Selama ini, realitas di lapangan sering kali menunjukkan peningkatan konsumsi BBM bersubsidi tidak secara signifikan mendorong pertumbuhan ekonomi. Sebaliknya, harga BBM bersubsidi yang terlampau murah menjadi salah satu sebab utama inefisiensi konsumsi BBM.

Menurut data Kementerian Energi dan Sumber Daya Mineral (ESDM) tahun 2010, sebesar 25 persen kelompok rumah tangga dengan penghasilan per bulan terendah hanya menerima alokasi subsidi sebesar 15 persen. Sementara itu, 25 persen kelompok rumah tangga dengan penghasilan per bulan tertinggi menerima alokasi subsidi sebesar 77 persen.

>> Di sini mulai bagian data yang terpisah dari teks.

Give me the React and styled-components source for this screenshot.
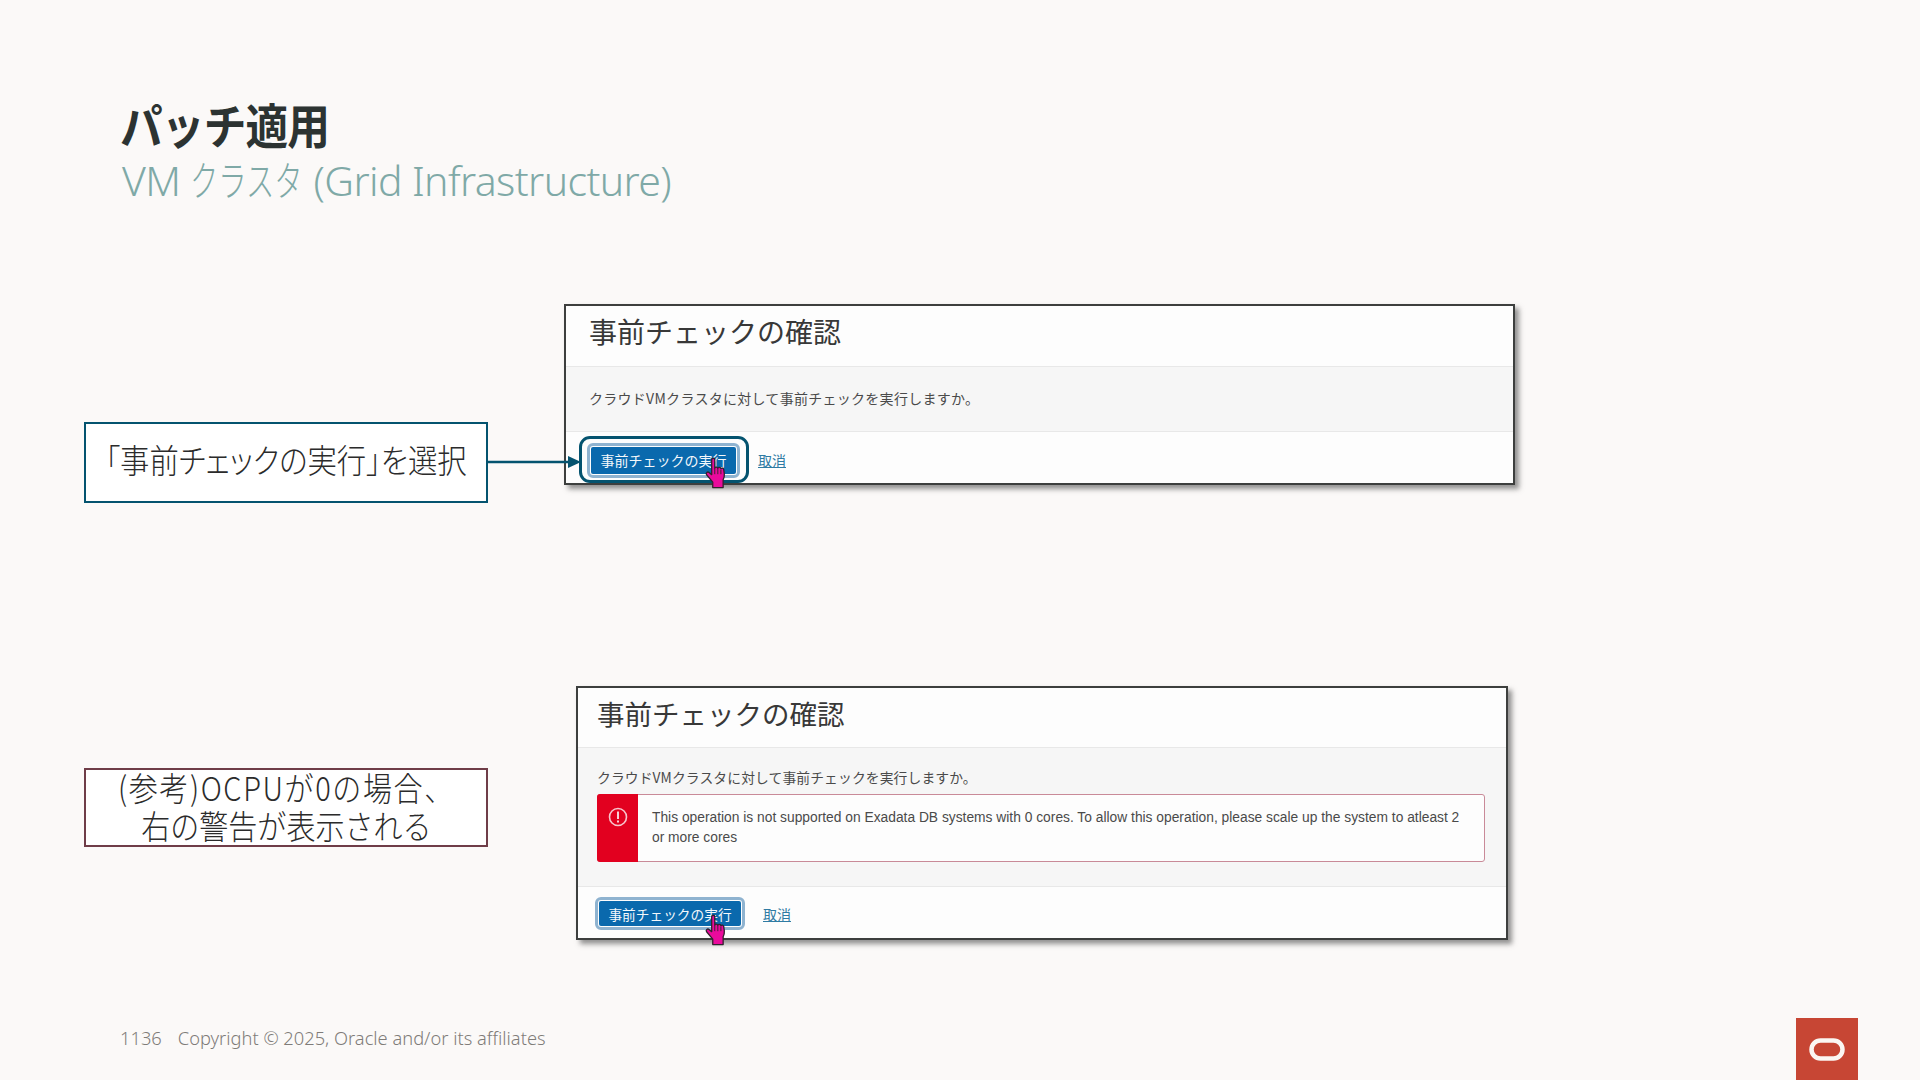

Masih merujuk data Kementerian ESDM, jika dilihat dari sektor pengguna sebanyak 89 persen BBM bersubsidi dinikmati transportasi darat, transportasi laut 1 persen, rumah tangga 6 persen, sektor perikanan 3 persen, dan hanya 1 persen dinikmati usaha kecil menengah. Konsumsi Premium untuk transportasi darat 53 persen justru dinikmati mobil pribadi, 40 persen dinikmati motor, 4 persen dinikmati mobil barang, dan 3 persen dinikmati kendaraan umum.

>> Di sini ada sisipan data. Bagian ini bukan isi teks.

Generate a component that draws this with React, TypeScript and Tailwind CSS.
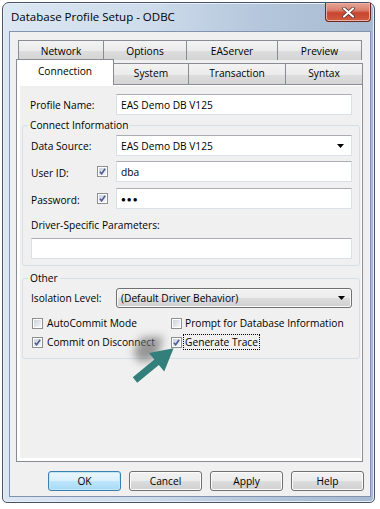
import React from 'react';

const Check: React.FC<{ checked?: boolean }> = ({ checked }) => (
  <span className="flex h-[11px] w-[11px] shrink-0 items-center justify-center border border-[#8e8f8f] bg-white p-px">
    <span className="flex h-full w-full items-center justify-center bg-linear-to-br from-[#cbd2db] to-[#f5f6f8]">
      {checked && (
        <svg width="7" height="7" viewBox="0 0 8 8">
          <path d="M1 4.3 L3 6.6 L7 0.8" stroke="#4b5d96" strokeWidth="1.8" fill="none" />
        </svg>
      )}
    </span>
  </span>
);

const DownArrow = () => (
  <svg width="7" height="4" viewBox="0 0 7 4">
    <polygon points="0,0 7,0 3.5,4" fill="#000" />
  </svg>
);

const TextBox: React.FC<{ w: string; children?: React.ReactNode }> = ({ w, children }) => (
  <div className={`${w} flex h-full items-center border border-[#dbdfe6] border-t-[#abadb3] bg-white pl-[4px]`}>
    {children}
  </div>
);

const BackTab: React.FC<{ label: string; w: string; first?: boolean }> = ({ label, w, first }) => (
  <div
    className={`${w} ${first ? '' : '-ml-px'} flex h-[20px] items-center justify-center border border-b-0 border-[#898c95] bg-[linear-gradient(#f3f3f3,#ebebeb_50%,#dddddd_51%,#d4d4d4)]`}
  >
    {label}
  </div>
);

const FrontTab: React.FC<{ label: string; w: string }> = ({ label, w }) => (
  <div
    className={`${w} -ml-px flex h-[22px] items-start justify-center border border-b-0 border-[#898c95] bg-[linear-gradient(#f3f3f3,#ebebeb_50%,#dddddd_51%,#d4d4d4)] pt-[1px]`}
  >
    {label}
  </div>
);

const Button: React.FC<{ label: string; primary?: boolean }> = ({ label, primary }) => (
  <div
    className={`flex h-[20px] w-[73px] items-center justify-center rounded-[3px] border ${
      primary
        ? 'border-[#3c7fb1] bg-[linear-gradient(#eaf6fd,#d9f0fc_50%,#bee6fd_51%,#a7d9f5)] shadow-[inset_0_0_0_1px_#c4e5f6]'
        : 'border-[#707070] bg-[linear-gradient(#f2f2f2,#ebebeb_50%,#dddddd_51%,#cfcfcf)] shadow-[inset_0_0_0_1px_#fcfcfc]'
    }`}
  >
    {label}
  </div>
);

export default function App() {
  return (
    <div className="h-[509px] w-[380px] bg-white pl-[2px] pt-[2px] text-[10.2px] leading-[16px] text-black [font-family:'Open_Sans',sans-serif]">
      <div className="flex h-[501px] w-[373px] flex-col rounded-t-[7px] rounded-b-[5px] border border-[#4b5567] bg-[linear-gradient(90deg,#dce7f3_0%,#cddbeb_40%,#b4c6db_70%,#a7bad1_100%)] pb-[5px] pl-[6px] pr-[3px] shadow-[inset_0_0_0_1px_#e6eef7]">
        {/* title bar */}
        <div className="-ml-[6px] -mr-[3px] flex h-[28px] shrink-0 items-start">
          <div className="pl-[8px] pt-[5px] text-[11.5px] leading-[17px]">Database Profile Setup - ODBC</div>
          <div className="ml-auto mr-[3px] flex h-[19px] w-[46px] items-center justify-center rounded-b-[4px] border border-t-0 border-[#6b2a22] bg-[linear-gradient(#e8a493,#d98270_40%,#c8452f_55%,#d05b40)] shadow-[inset_0_0_0_1px_#eab2a4]">
            <svg width="13" height="11" viewBox="0 0 13 11">
              <path d="M2 1.5 L11 9.5 M11 1.5 L2 9.5" stroke="#4a2a28" strokeWidth="3.6" strokeLinecap="round" />
              <path d="M2 1.5 L11 9.5 M11 1.5 L2 9.5" stroke="#ffffff" strokeWidth="2.2" strokeLinecap="round" />
            </svg>
          </div>
        </div>

        {/* client area */}
        <div className="flex flex-1 flex-col border border-[#8294ad] bg-[#f0f0f0] pt-[8px]">
          {/* tabs */}
          <div className="ml-[8px] flex">
            <BackTab label="Network" w="w-[86px]" first />
            <BackTab label="Options" w="w-[84px]" />
            <BackTab label="EAServer" w="w-[92px]" />
            <BackTab label="Preview" w="w-[85px]" />
          </div>
          <div className="ml-[6px] flex h-[25px] items-end">
            <div className="relative z-10 flex h-[26px] w-[98px] items-start justify-center border border-b-0 border-[#898c95] bg-white pt-[3px]">
              Connection
            </div>
            <FrontTab label="System" w="w-[76px]" />
            <FrontTab label="Transaction" w="w-[98px]" />
            <FrontTab label="Syntax" w="w-[78px]" />
          </div>

          {/* tab page */}
          <div className="-mt-px ml-[6px] h-[378px] w-[347px] border border-[#898c95] bg-white pb-[3px] pl-[3px] pr-px pt-px">
            <div className="relative h-full bg-[#f0f0f0] pt-[8px]">
              <div className="flex h-[21px] items-center pl-[10px]">
                <div className="w-[86px]">Profile Name:</div>
                <TextBox w="w-[236px]">EAS Demo DB V125</TextBox>
              </div>

              <fieldset className="ml-[2px] mt-[2px] w-[338px] rounded-[3px] border border-[#d5dfe5] pb-[6px] pl-[8px] pr-[6px]">
                <legend className="-ml-[3px] px-[2px]">Connect Information</legend>
                <div className="mt-[2px] flex h-[21px] items-center">
                  <div className="w-[85px]">Data Source:</div>
                  <div className="flex h-full w-[236px] items-center justify-between border border-[#dbdfe6] border-t-[#abadb3] bg-white pl-[4px] pr-[7px]">
                    <span>EAS Demo DB V125</span>
                    <DownArrow />
                  </div>
                </div>
                <div className="mt-[5px] flex h-[21px] items-center">
                  <div className="w-[66px] pt-[2px]">User ID:</div>
                  <div className="w-[19px]">
                    <Check checked />
                  </div>
                  <TextBox w="w-[236px]">dba</TextBox>
                </div>
                <div className="mt-[6px] flex h-[21px] items-center">
                  <div className="w-[66px] pt-[2px]">Password:</div>
                  <div className="w-[19px]">
                    <Check checked />
                  </div>
                  <TextBox w="w-[236px]">
                    <span className="text-[8px] tracking-[1px]">●●●</span>
                  </TextBox>
                </div>
                <div className="mt-[8px]">Driver-Specific Parameters:</div>
                <div className="mt-[5px] h-[21px]">
                  <TextBox w="w-[321px]" />
                </div>
              </fieldset>

              <fieldset className="ml-[2px] mt-[4px] w-[338px] rounded-[3px] border border-[#d5dfe5] pb-[8px] pl-[9px] pr-[6px]">
                <legend className="-ml-[4px] px-[2px]">Other</legend>
                <div className="-ml-px mt-[2px] flex h-[20px] items-center">
                  <div className="w-[85px]">Isolation Level:</div>
                  <div className="flex h-full w-[236px] items-center justify-between rounded-[3px] border border-[#707070] bg-[linear-gradient(#f2f2f2,#ebebeb_50%,#dddddd_51%,#cfcfcf)] pl-[4px] pr-[6px] shadow-[inset_0_0_0_1px_#fbfbfb]">
                    <span>(Default Driver Behavior)</span>
                    <DownArrow />
                  </div>
                </div>
                <div className="mt-[7px] flex h-[16px] items-center">
                  <div className="flex w-[139px] items-center gap-[4px]">
                    <Check />
                    <span>AutoCommit Mode</span>
                  </div>
                  <div className="flex items-center gap-[3px]">
                    <Check />
                    <span>Prompt for Database Information</span>
                  </div>
                </div>
                <div className="mt-[3px] flex h-[16px] items-center">
                  <div className="flex w-[139px] items-center gap-[4px]">
                    <Check checked />
                    <span>Commit on Disconnect</span>
                  </div>
                  <div className="flex items-center gap-px">
                    <Check checked />
                    <span className="border border-dotted border-black px-[1px] leading-[14px]">Generate Trace</span>
                  </div>
                </div>
              </fieldset>

              {/* annotation arrow */}
              <svg
                className="pointer-events-none absolute left-0 top-0"
                width="341"
                height="372"
                viewBox="20 85 341 372"
              >
                <defs>
                  <filter id="blur" x="-80%" y="-80%" width="260%" height="260%">
                    <feGaussianBlur stdDeviation="4.5" />
                  </filter>
                </defs>
                <g filter="url(#blur)" opacity="0.7">
                  <g transform="translate(126 366) rotate(-39.5)">
                    <path d="M14 -6 L30 -13 L48 0 L30 13 L14 6 Z" fill="#6f6f6f" />
                  </g>
                </g>
                <g transform="translate(135 379) rotate(-39.5)">
                  <path d="M0 -3.5 L28 -3.5 L28 -12 L50 0 L28 12 L28 3.5 L0 3.5 Z" fill="#327f7c" />
                </g>
              </svg>
            </div>
          </div>

          {/* buttons */}
          <div className="ml-[38px] mt-[9px] flex gap-[8px]">
            <Button label="OK" primary />
            <Button label="Cancel" />
            <Button label="Apply" />
            <Button label="Help" />
          </div>
        </div>
      </div>
    </div>
  );
}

Data-data itu menunjukkan secara gamblang pemborosan anggaran dan ketidaktepatan sasaran subsidi energi yang terjadi selama ini di Indonesia. Masalah pemborosan anggaran dan ketidaktepatan sasaran subsidi telah sejak lama menjadi ancaman utama bagi perekonomian Indonesia.

Bangsa Indonesia seakan tidak pernah dapat lepas dari perangkap ini. Sungguh tidak adil bila di saat pemerintah tengah dipusingkan dengan lonjakan harga minyak dunia, di saat yang sama dana subsidi justru lebih banyak dinikmati kelompok masyarakat mampu.

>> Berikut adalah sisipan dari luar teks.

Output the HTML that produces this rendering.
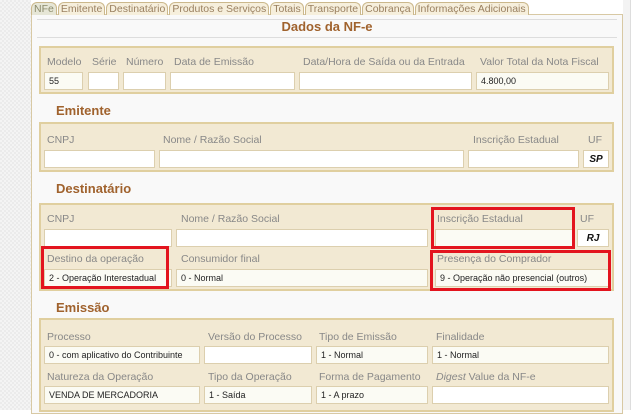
<!DOCTYPE html>
<html><head><meta charset="utf-8"><style>
*{margin:0;padding:0;box-sizing:border-box}
body{width:640px;height:410px;overflow:hidden;position:relative;font-family:"Liberation Sans",sans-serif;background:#fff}
.bgl{position:absolute;left:0;top:0;width:31px;height:410px;background-color:#f4f4f4;background-image:linear-gradient(45deg,#ebebeb 25%,transparent 25%,transparent 75%,#ebebeb 75%),linear-gradient(45deg,#ebebeb 25%,transparent 25%,transparent 75%,#ebebeb 75%);background-size:4px 4px;background-position:0 0,2px 2px}
.bgr{position:absolute;left:623px;top:0;width:17px;height:410px;background:#f3f3f3}
.bgr2{position:absolute;left:630px;top:0;width:10px;height:410px;background:#fff;border-left:1px solid #ddd}
.panel{position:absolute;left:31px;top:14px;width:592px;height:400px;background:#f9f9f9;border:1px solid #d8c9a4}
.tabs{position:absolute;left:31px;top:2px;font-size:10.5px;color:#9a8060;white-space:nowrap}
.tab{display:inline-block;border:1px solid #cbb88c;border-bottom:none;border-radius:6px 6px 0 0;padding:0 2px;height:13px;line-height:12px;background:#f6efdc;margin-right:1px}
.tab.a{background:#e6e6d6;color:#8a8a6a}
.hl{position:absolute;left:37px;width:580px;height:1px;background:#ddd}
.title{position:absolute;left:31px;width:592px;top:19px;text-align:center;font-weight:bold;font-size:13px;color:#a0622d}
.sec{position:absolute;left:56px;font-weight:bold;font-size:13px;color:#a0622d}
.box{position:absolute;background:#f2e9d3;border:2px solid #e0cf9f}
.l{position:absolute;font-size:10.5px;color:#888;white-space:nowrap}
.i{position:absolute;height:18px;background:#fff;border:1px solid #dccfae;font-size:9px;color:#222;padding:3px 0 0 4px;white-space:nowrap;overflow:hidden}
.i.s{background:#fbfbf4}
.red{position:absolute;border:3px solid #e3141e}
.uf{font-weight:bold;font-style:italic;font-size:10px;color:#111;text-align:center;padding-left:0}
</style></head><body>
<div class="bgl"></div><div class="bgr"></div><div class="bgr2"></div>
<div class="panel"></div>
<div class="tabs"><span class="tab a">NFe</span><span class="tab">Emitente</span><span class="tab">Destinatário</span><span class="tab">Produtos e Serviços</span><span class="tab">Totais</span><span class="tab">Transporte</span><span class="tab">Cobrança</span><span class="tab">Informações Adicionais</span></div>
<div class="hl" style="top:19px"></div>
<div class="title">Dados da NF-e</div>
<div class="hl" style="top:37px"></div>

<div class="box" style="left:39px;top:46px;width:575px;height:48px"></div>
<div class="l" style="left:47px;top:56px">Modelo</div>
<div class="l" style="left:92px;top:56px">Série</div>
<div class="l" style="left:126px;top:56px">Número</div>
<div class="l" style="left:174px;top:56px">Data de Emissão</div>
<div class="l" style="left:303px;top:56px">Data/Hora de Saída ou da Entrada</div>
<div class="l" style="left:480px;top:56px">Valor Total da Nota Fiscal</div>
<div class="i s" style="left:44px;top:72px;width:39px">55</div>
<div class="i" style="left:88px;top:72px;width:31px"></div>
<div class="i" style="left:123px;top:72px;width:43px"></div>
<div class="i" style="left:170px;top:72px;width:125px"></div>
<div class="i" style="left:299px;top:72px;width:173px"></div>
<div class="i s" style="left:476px;top:72px;width:133px">4.800,00</div>

<div class="sec" style="top:103px">Emitente</div>
<div class="box" style="left:39px;top:122px;width:575px;height:50px"></div>
<div class="l" style="left:47px;top:134px">CNPJ</div>
<div class="l" style="left:163px;top:134px">Nome / Razão Social</div>
<div class="l" style="left:473px;top:134px">Inscrição Estadual</div>
<div class="l" style="left:588px;top:134px">UF</div>
<div class="i" style="left:44px;top:150px;width:111px"></div>
<div class="i" style="left:159px;top:150px;width:305px"></div>
<div class="i" style="left:468px;top:150px;width:111px"></div>
<div class="i uf" style="left:583px;top:150px;width:26px">SP</div>

<div class="sec" style="top:181px">Destinatário</div>
<div class="box" style="left:39px;top:203px;width:575px;height:88px"></div>
<div class="l" style="left:47px;top:213px">CNPJ</div>
<div class="l" style="left:181px;top:213px">Nome / Razão Social</div>
<div class="l" style="left:437px;top:213px">Inscrição Estadual</div>
<div class="l" style="left:580px;top:213px">UF</div>
<div class="i" style="left:44px;top:229px;width:128px"></div>
<div class="i" style="left:176px;top:229px;width:252px"></div>
<div class="i s" style="left:435px;top:229px;width:138px"></div>
<div class="i uf" style="left:577px;top:229px;width:32px">RJ</div>
<div class="l" style="left:47px;top:253px">Destino da operação</div>
<div class="l" style="left:181px;top:253px">Consumidor final</div>
<div class="l" style="left:437px;top:253px">Presença do Comprador</div>
<div class="i s" style="left:44px;top:269px;width:128px">2 - Operação Interestadual</div>
<div class="i s" style="left:176px;top:269px;width:252px">0 - Normal</div>
<div class="i s" style="left:435px;top:269px;width:174px">9 - Operação não presencial (outros)</div>
<div class="red" style="left:41px;top:246px;width:128px;height:43px"></div>
<div class="red" style="left:431px;top:207px;width:144px;height:42px"></div>
<div class="red" style="left:430px;top:250px;width:181px;height:41px"></div>

<div class="sec" style="top:300px">Emissão</div>
<div class="box" style="left:39px;top:318px;width:575px;height:94px"></div>
<div class="l" style="left:47px;top:331px">Processo</div>
<div class="l" style="left:208px;top:331px">Versão do Processo</div>
<div class="l" style="left:319px;top:331px">Tipo de Emissão</div>
<div class="l" style="left:436px;top:331px">Finalidade</div>
<div class="i s" style="left:44px;top:346px;width:156px">0 - com aplicativo do Contribuinte</div>
<div class="i" style="left:204px;top:346px;width:108px"></div>
<div class="i s" style="left:316px;top:346px;width:112px">1 - Normal</div>
<div class="i s" style="left:432px;top:346px;width:177px">1 - Normal</div>
<div class="l" style="left:47px;top:371px">Natureza da Operação</div>
<div class="l" style="left:208px;top:371px">Tipo da Operação</div>
<div class="l" style="left:319px;top:371px">Forma de Pagamento</div>
<div class="l" style="left:436px;top:371px"><i>Digest</i> Value da NF-e</div>
<div class="i s" style="left:44px;top:386px;width:156px">VENDA DE MERCADORIA</div>
<div class="i s" style="left:204px;top:386px;width:108px">1 - Saída</div>
<div class="i s" style="left:316px;top:386px;width:112px">1 - A prazo</div>
<div class="i" style="left:432px;top:386px;width:177px"></div>
</body></html>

Karena itu, dibutuhkan keberanian pemerintah untuk mengambil langkah strategis dalam mengatasi ancaman ketidakseimbangan APBN akibat subsidi energi yang terlampau besar. Menaikkan harga BBM bersubsidi merupakan salah satu bentuk langkah strategis itu.

Selain menaikkan harga BBM bersubsidi, langkah lain yang juga perlu dilakukan pemerintah adalah meninjau ulang kebijakan subsidi BBM. Kebijakan pemberian subsidi BBM ibarat candu. Harga BBM bersubsidi yang terlampau murah membuat bangsa Indonesia tidak terdorong untuk memikirkan secara serius diversifikasi energi dan pengadaan energi terbarukan. Saat ini Indonesia termasuk di antara sedikit negara di dunia yang masih menerapkan subsidi minyak secara masif.